* BEGIN *

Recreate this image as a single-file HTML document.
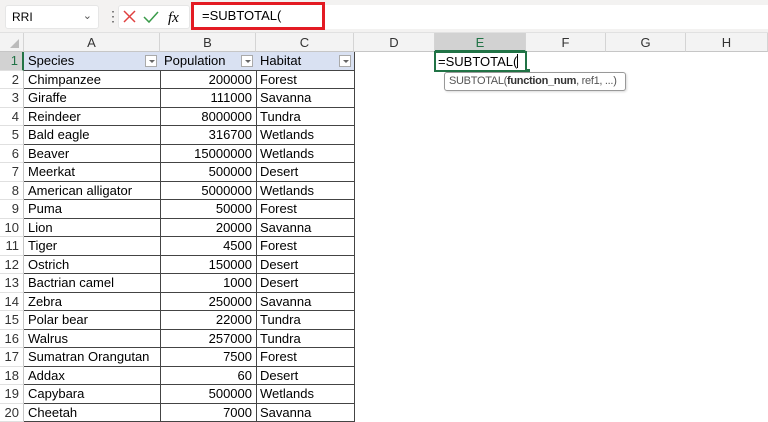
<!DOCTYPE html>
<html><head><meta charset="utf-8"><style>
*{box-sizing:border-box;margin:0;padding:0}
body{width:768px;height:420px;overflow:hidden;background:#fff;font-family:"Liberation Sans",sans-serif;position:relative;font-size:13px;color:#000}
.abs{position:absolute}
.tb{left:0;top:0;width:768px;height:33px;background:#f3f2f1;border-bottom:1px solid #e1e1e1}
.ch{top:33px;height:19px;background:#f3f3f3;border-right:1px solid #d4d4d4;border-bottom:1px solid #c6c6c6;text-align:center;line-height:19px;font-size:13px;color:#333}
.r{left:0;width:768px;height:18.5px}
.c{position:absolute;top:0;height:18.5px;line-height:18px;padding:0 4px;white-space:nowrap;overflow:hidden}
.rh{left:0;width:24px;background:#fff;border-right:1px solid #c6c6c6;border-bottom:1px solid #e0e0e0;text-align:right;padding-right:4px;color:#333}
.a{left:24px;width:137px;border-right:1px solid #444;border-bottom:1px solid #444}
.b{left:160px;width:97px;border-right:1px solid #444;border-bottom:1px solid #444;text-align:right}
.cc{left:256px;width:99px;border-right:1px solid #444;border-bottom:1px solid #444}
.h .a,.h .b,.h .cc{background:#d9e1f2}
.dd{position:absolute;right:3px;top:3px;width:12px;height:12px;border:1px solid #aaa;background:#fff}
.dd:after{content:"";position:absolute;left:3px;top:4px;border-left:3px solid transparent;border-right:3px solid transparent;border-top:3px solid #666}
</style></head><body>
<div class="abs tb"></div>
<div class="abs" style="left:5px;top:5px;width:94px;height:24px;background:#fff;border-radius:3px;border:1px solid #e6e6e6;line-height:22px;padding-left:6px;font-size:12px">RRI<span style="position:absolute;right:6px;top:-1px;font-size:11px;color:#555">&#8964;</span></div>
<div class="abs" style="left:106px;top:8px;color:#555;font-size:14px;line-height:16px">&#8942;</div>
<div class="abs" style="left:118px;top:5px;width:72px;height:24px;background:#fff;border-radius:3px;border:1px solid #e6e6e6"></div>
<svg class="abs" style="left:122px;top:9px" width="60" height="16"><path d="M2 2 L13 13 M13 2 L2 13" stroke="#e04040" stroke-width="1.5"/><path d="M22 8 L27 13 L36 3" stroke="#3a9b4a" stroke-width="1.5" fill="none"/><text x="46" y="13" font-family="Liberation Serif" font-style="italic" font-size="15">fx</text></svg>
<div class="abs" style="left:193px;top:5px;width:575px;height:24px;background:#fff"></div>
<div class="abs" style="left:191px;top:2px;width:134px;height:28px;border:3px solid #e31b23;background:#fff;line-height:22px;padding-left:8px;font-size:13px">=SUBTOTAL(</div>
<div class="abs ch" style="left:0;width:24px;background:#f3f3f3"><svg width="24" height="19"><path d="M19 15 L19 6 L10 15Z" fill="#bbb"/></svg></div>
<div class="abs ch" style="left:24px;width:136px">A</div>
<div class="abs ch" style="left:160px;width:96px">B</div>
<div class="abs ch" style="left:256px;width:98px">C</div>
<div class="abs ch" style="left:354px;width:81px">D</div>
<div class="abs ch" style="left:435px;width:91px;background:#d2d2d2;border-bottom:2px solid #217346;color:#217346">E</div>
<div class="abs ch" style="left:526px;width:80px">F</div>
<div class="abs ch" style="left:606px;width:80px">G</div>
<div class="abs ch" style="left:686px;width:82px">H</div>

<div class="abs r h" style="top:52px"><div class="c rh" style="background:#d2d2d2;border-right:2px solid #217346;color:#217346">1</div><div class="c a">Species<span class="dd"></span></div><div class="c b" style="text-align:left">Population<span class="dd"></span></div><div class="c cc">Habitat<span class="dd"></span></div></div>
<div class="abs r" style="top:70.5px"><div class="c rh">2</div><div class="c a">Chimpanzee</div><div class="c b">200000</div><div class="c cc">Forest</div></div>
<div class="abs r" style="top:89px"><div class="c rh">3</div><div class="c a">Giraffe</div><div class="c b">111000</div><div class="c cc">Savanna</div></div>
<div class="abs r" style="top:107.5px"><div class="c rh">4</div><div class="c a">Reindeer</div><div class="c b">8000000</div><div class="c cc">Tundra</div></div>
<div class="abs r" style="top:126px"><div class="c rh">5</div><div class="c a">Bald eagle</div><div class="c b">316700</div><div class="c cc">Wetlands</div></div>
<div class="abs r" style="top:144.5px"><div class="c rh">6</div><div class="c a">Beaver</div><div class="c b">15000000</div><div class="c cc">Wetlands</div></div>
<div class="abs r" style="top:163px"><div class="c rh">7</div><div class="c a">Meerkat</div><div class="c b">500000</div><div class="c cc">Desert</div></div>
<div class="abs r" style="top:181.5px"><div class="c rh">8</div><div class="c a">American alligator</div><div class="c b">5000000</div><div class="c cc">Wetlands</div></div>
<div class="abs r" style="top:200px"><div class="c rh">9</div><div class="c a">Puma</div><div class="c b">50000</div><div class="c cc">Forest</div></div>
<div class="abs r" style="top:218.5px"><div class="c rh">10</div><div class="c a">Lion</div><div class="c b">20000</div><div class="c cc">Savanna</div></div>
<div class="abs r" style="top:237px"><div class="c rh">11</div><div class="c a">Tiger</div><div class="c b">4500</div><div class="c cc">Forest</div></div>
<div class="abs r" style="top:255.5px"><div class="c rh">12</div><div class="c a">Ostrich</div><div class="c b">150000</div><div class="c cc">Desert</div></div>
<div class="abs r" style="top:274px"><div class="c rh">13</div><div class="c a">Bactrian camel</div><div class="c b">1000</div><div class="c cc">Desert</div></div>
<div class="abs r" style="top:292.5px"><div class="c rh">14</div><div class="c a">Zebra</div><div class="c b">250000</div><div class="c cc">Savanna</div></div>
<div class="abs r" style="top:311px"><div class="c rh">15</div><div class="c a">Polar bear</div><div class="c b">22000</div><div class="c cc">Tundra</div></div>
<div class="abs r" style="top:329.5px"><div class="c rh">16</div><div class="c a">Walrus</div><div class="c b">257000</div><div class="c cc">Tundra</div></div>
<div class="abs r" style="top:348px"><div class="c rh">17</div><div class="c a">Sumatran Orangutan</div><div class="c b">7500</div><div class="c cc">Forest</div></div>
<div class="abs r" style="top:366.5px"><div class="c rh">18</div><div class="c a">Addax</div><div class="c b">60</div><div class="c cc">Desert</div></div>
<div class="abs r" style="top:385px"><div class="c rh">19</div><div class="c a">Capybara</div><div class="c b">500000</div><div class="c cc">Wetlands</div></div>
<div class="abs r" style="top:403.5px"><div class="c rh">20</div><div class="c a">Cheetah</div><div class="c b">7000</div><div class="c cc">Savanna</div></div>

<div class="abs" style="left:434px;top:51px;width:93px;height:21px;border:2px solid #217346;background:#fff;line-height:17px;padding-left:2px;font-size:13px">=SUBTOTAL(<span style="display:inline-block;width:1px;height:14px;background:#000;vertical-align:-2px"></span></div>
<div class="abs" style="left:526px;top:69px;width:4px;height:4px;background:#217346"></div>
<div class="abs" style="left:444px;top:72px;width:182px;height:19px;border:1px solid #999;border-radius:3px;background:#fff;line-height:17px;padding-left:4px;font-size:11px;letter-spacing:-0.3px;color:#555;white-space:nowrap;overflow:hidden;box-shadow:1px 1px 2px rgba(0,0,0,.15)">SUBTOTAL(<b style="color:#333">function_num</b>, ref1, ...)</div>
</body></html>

* END *

Send back the data above word for word, with the pictures left out.

Recreate this image as a single-file HTML document.
<!DOCTYPE html>
<html><head><meta charset="utf-8"><style>
*{box-sizing:border-box;margin:0;padding:0}
body{width:768px;height:420px;overflow:hidden;background:#fff;font-family:"Liberation Sans",sans-serif;position:relative;font-size:13px;color:#000}
.abs{position:absolute}
.tb{left:0;top:0;width:768px;height:33px;background:#f3f2f1;border-bottom:1px solid #e1e1e1}
.ch{top:33px;height:19px;background:#f3f3f3;border-right:1px solid #d4d4d4;border-bottom:1px solid #c6c6c6;text-align:center;line-height:19px;font-size:13px;color:#333}
.r{left:0;width:768px;height:18.5px}
.c{position:absolute;top:0;height:18.5px;line-height:18px;padding:0 4px;white-space:nowrap;overflow:hidden}
.rh{left:0;width:24px;background:#fff;border-right:1px solid #c6c6c6;border-bottom:1px solid #e0e0e0;text-align:right;padding-right:4px;color:#333}
.a{left:24px;width:137px;border-right:1px solid #444;border-bottom:1px solid #444}
.b{left:160px;width:97px;border-right:1px solid #444;border-bottom:1px solid #444;text-align:right}
.cc{left:256px;width:99px;border-right:1px solid #444;border-bottom:1px solid #444}
.h .a,.h .b,.h .cc{background:#d9e1f2}
.dd{position:absolute;right:3px;top:3px;width:12px;height:12px;border:1px solid #aaa;background:#fff}
.dd:after{content:"";position:absolute;left:3px;top:4px;border-left:3px solid transparent;border-right:3px solid transparent;border-top:3px solid #666}
</style></head><body>
<div class="abs tb"></div>
<div class="abs" style="left:5px;top:5px;width:94px;height:24px;background:#fff;border-radius:3px;border:1px solid #e6e6e6;line-height:22px;padding-left:6px;font-size:12px">RRI<span style="position:absolute;right:6px;top:-1px;font-size:11px;color:#555">&#8964;</span></div>
<div class="abs" style="left:106px;top:8px;color:#555;font-size:14px;line-height:16px">&#8942;</div>
<div class="abs" style="left:118px;top:5px;width:72px;height:24px;background:#fff;border-radius:3px;border:1px solid #e6e6e6"></div>
<svg class="abs" style="left:122px;top:9px" width="60" height="16"><path d="M2 2 L13 13 M13 2 L2 13" stroke="#e04040" stroke-width="1.5"/><path d="M22 8 L27 13 L36 3" stroke="#3a9b4a" stroke-width="1.5" fill="none"/><text x="46" y="13" font-family="Liberation Serif" font-style="italic" font-size="15">fx</text></svg>
<div class="abs" style="left:193px;top:5px;width:575px;height:24px;background:#fff"></div>
<div class="abs" style="left:191px;top:2px;width:134px;height:28px;border:3px solid #e31b23;background:#fff;line-height:22px;padding-left:8px;font-size:13px">=SUBTOTAL(</div>
<div class="abs ch" style="left:0;width:24px;background:#f3f3f3"><svg width="24" height="19"><path d="M19 15 L19 6 L10 15Z" fill="#bbb"/></svg></div>
<div class="abs ch" style="left:24px;width:136px">A</div>
<div class="abs ch" style="left:160px;width:96px">B</div>
<div class="abs ch" style="left:256px;width:98px">C</div>
<div class="abs ch" style="left:354px;width:81px">D</div>
<div class="abs ch" style="left:435px;width:91px;background:#d2d2d2;border-bottom:2px solid #217346;color:#217346">E</div>
<div class="abs ch" style="left:526px;width:80px">F</div>
<div class="abs ch" style="left:606px;width:80px">G</div>
<div class="abs ch" style="left:686px;width:82px">H</div>

<div class="abs r h" style="top:52px"><div class="c rh" style="background:#d2d2d2;border-right:2px solid #217346;color:#217346">1</div><div class="c a">Species<span class="dd"></span></div><div class="c b" style="text-align:left">Population<span class="dd"></span></div><div class="c cc">Habitat<span class="dd"></span></div></div>
<div class="abs r" style="top:70.5px"><div class="c rh">2</div><div class="c a">Chimpanzee</div><div class="c b">200000</div><div class="c cc">Forest</div></div>
<div class="abs r" style="top:89px"><div class="c rh">3</div><div class="c a">Giraffe</div><div class="c b">111000</div><div class="c cc">Savanna</div></div>
<div class="abs r" style="top:107.5px"><div class="c rh">4</div><div class="c a">Reindeer</div><div class="c b">8000000</div><div class="c cc">Tundra</div></div>
<div class="abs r" style="top:126px"><div class="c rh">5</div><div class="c a">Bald eagle</div><div class="c b">316700</div><div class="c cc">Wetlands</div></div>
<div class="abs r" style="top:144.5px"><div class="c rh">6</div><div class="c a">Beaver</div><div class="c b">15000000</div><div class="c cc">Wetlands</div></div>
<div class="abs r" style="top:163px"><div class="c rh">7</div><div class="c a">Meerkat</div><div class="c b">500000</div><div class="c cc">Desert</div></div>
<div class="abs r" style="top:181.5px"><div class="c rh">8</div><div class="c a">American alligator</div><div class="c b">5000000</div><div class="c cc">Wetlands</div></div>
<div class="abs r" style="top:200px"><div class="c rh">9</div><div class="c a">Puma</div><div class="c b">50000</div><div class="c cc">Forest</div></div>
<div class="abs r" style="top:218.5px"><div class="c rh">10</div><div class="c a">Lion</div><div class="c b">20000</div><div class="c cc">Savanna</div></div>
<div class="abs r" style="top:237px"><div class="c rh">11</div><div class="c a">Tiger</div><div class="c b">4500</div><div class="c cc">Forest</div></div>
<div class="abs r" style="top:255.5px"><div class="c rh">12</div><div class="c a">Ostrich</div><div class="c b">150000</div><div class="c cc">Desert</div></div>
<div class="abs r" style="top:274px"><div class="c rh">13</div><div class="c a">Bactrian camel</div><div class="c b">1000</div><div class="c cc">Desert</div></div>
<div class="abs r" style="top:292.5px"><div class="c rh">14</div><div class="c a">Zebra</div><div class="c b">250000</div><div class="c cc">Savanna</div></div>
<div class="abs r" style="top:311px"><div class="c rh">15</div><div class="c a">Polar bear</div><div class="c b">22000</div><div class="c cc">Tundra</div></div>
<div class="abs r" style="top:329.5px"><div class="c rh">16</div><div class="c a">Walrus</div><div class="c b">257000</div><div class="c cc">Tundra</div></div>
<div class="abs r" style="top:348px"><div class="c rh">17</div><div class="c a">Sumatran Orangutan</div><div class="c b">7500</div><div class="c cc">Forest</div></div>
<div class="abs r" style="top:366.5px"><div class="c rh">18</div><div class="c a">Addax</div><div class="c b">60</div><div class="c cc">Desert</div></div>
<div class="abs r" style="top:385px"><div class="c rh">19</div><div class="c a">Capybara</div><div class="c b">500000</div><div class="c cc">Wetlands</div></div>
<div class="abs r" style="top:403.5px"><div class="c rh">20</div><div class="c a">Cheetah</div><div class="c b">7000</div><div class="c cc">Savanna</div></div>

<div class="abs" style="left:434px;top:51px;width:93px;height:21px;border:2px solid #217346;background:#fff;line-height:17px;padding-left:2px;font-size:13px">=SUBTOTAL(<span style="display:inline-block;width:1px;height:14px;background:#000;vertical-align:-2px"></span></div>
<div class="abs" style="left:526px;top:69px;width:4px;height:4px;background:#217346"></div>
<div class="abs" style="left:444px;top:72px;width:182px;height:19px;border:1px solid #999;border-radius:3px;background:#fff;line-height:17px;padding-left:4px;font-size:11px;letter-spacing:-0.3px;color:#555;white-space:nowrap;overflow:hidden;box-shadow:1px 1px 2px rgba(0,0,0,.15)">SUBTOTAL(<b style="color:#333">function_num</b>, ref1, ...)</div>
</body></html>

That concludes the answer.